In the subsequent case of Ashcroft v. Iqbal, 129 S. Ct. 1937 (2009), the Court enunciated two fundamental principles applicable to a court's review of a motion to dismiss for failure to state a claim. First, it noted that "the tenet that a court must accept as true all of the allegations contained in a complaint is inapplicable to legal conclusions. Threadbare recitals of the elements of a cause of action, supported by mere conclusory statements, do not suffice." Id. at 1949. Thus, although "[Federal] Rule [of Civil Procedure] 8 marks a notable and generous departure from the hyper-technical, code-pleading regime of a prior era . . . it does not unlock the doors of discovery for a plaintiff armed with nothing more than conclusions." Id. at 1950. Second, the Supreme Court emphasized that "only a complaint that states a plausible claim for relief survives a motion to dismiss." Id. The task of determining whether a complaint states a plausible claim for relief is "context-specific," and "requires the reviewing court to draw on its judicial experience and common sense." Id. The Supreme Court explained:

The plausibility standard is not akin to a "probability requirement," but it asks for more than a sheer possibility that a defendant has acted unlawfully. Where a complaint pleads facts that are "merely consistent with" a defendant's liability, it "stops short of the line between possibility and plausibility of 'entitlement to relief.'"
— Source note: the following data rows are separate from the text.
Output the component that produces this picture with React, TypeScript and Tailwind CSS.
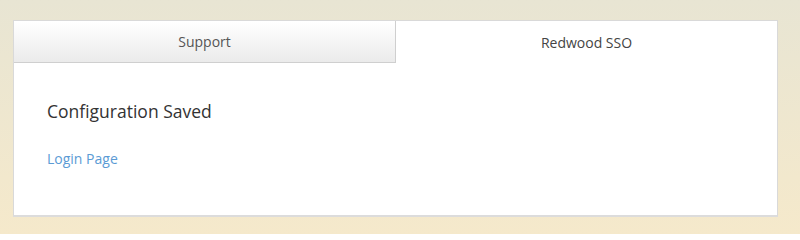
export default function App() {
  return (
    <div className="h-[234px] w-full bg-gradient-to-b from-[#e8e5d3] to-[#f5e9cb] pl-[13px] pt-[20px] font-['Open_Sans',sans-serif]">
      <div className="w-[765px] border border-[#d9d9d9] border-b-2 border-b-[#dcdcdc] bg-white">
        <div className="flex h-[42px]">
          <div className="flex flex-1 items-center justify-center border-r border-b border-[#cfcfcf] bg-gradient-to-b from-white to-[#ebebeb] text-[14px] text-[#555]">
            Support
          </div>
          <div className="flex flex-1 items-center justify-center bg-white text-[14px] text-[#444]">
            Redwood SSO
          </div>
        </div>
        <div className="h-[152px] px-[33px] pt-[36px]">
          <h2 className="text-[17.5px] font-medium leading-[24px] text-[#333]">Configuration Saved</h2>
          <a href="#" className="mt-[26px] block text-[14px] leading-[20px] text-[#5b9bd5]">
            Login Page
          </a>
        </div>
      </div>
    </div>
  );
}
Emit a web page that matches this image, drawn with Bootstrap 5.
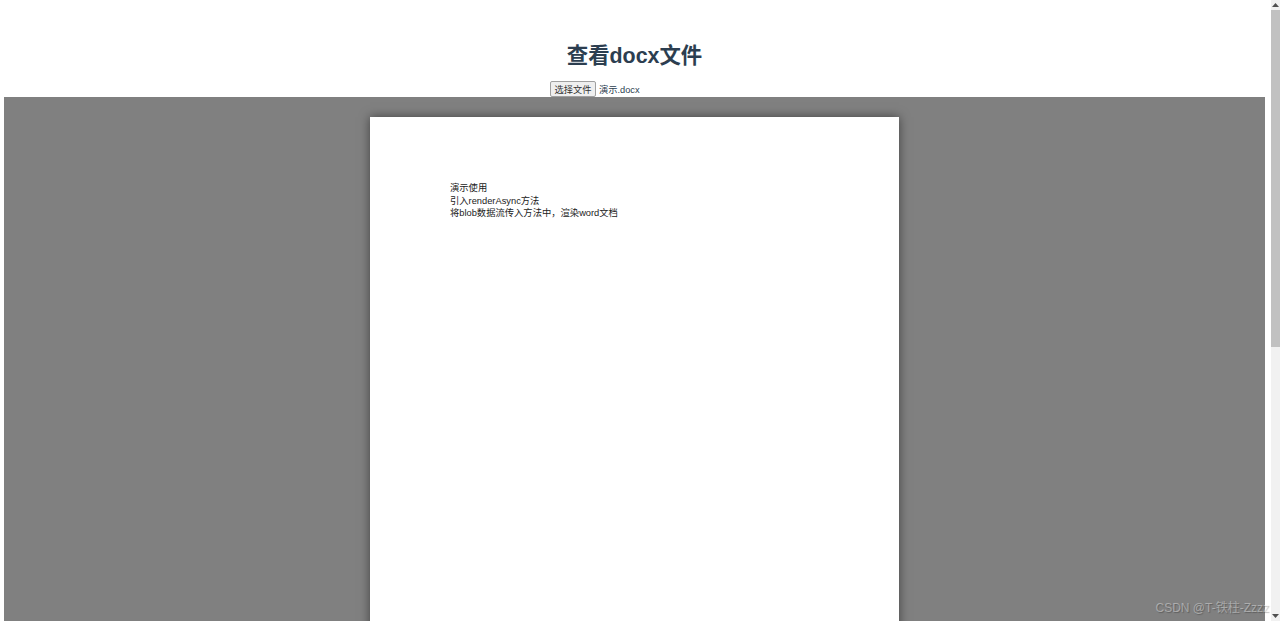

Id. at 1949 (citing Twombly, 550 U.S. at 556-57); see also Fowler v. UPMC Shadyside, 578 F.3d 203, 210-11 (3d Cir. 2009) (adopting Iqbal's standards).

Notwithstanding the foregoing, many of the fundamental underpinnings of Rule 12(b)(6) still stand. Arner v. PGT Trucking, Inc., No. CIV.A.09-565, 2010 WL 1052953, at *2 (W.D. Pa. Mar. 22, 2010); Spence v. Brownsville Area Sch. Dist., No. CIV.A.08-626, 2008 WL 2779079, at *2 (W.D. Pa. Jul. 15, 2008). Federal Rule of Civil Procedure 8 requires only a short and plain statement of the claim showing that the pleader is entitled to relief and need not contain detailed factual allegations. FED. R. CIV. P. 8; Phillips v. County of Allegheny, 515 F.3d 224, 233 (3d Cir. 2008). Further, the court must "accept all factual allegations in the complaint as true and view them in the light most favorable to the plaintiff." Buck v. Hampton Twp. Sch. Dist., 452 F.3d 256, 260 (3d Cir. 2006). Finally, the court must "determine whether, under any reasonable reading of the complaint, the plaintiff may be entitled to relief." Pinkerton v. Roche Holdings Ltd., 292 F.3d 361, 374 n.7 (3d Cir. 2002).


A. Whether Plaintiff has Stated a Claim for Tortious Interference with a Prospective Economic Relationship Count VI alleges that Defendants have tortiously interfered with Plaintiff's "future participation in the Stock Plan," which could have included "promotions [or] participation in other company incentive plans." (Am. Compl. ¶ 95.) Plaintiff also alleges that Wachovia has damaged his reputation in the UPS community, causing him to appear unable to manage his own financial affairs and untrustworthy in financial matters. (Id.)

A cause of action for tortious interference with prospective contractual relations*fn3 requires "(1) the existence of a contractual or prospective contractual or economic relationship between the plaintiff and a third party; (2) purposeful action by the defendant, specifically intended to harm an existing relationship or intended to prevent a prospective relation from occurring; (3) the absence of privilege or justification on the part of the defendant; (4) legal damage to the plaintiff as a result of the defendant's conduct;" and (5) "a reasonable likelihood that the relationship would have occurred but for the defendant's interference." Acumed LLC v. Advanced Surgical Servs., Inc., 561 F.3d 199, 212 (3d Cir. 2009).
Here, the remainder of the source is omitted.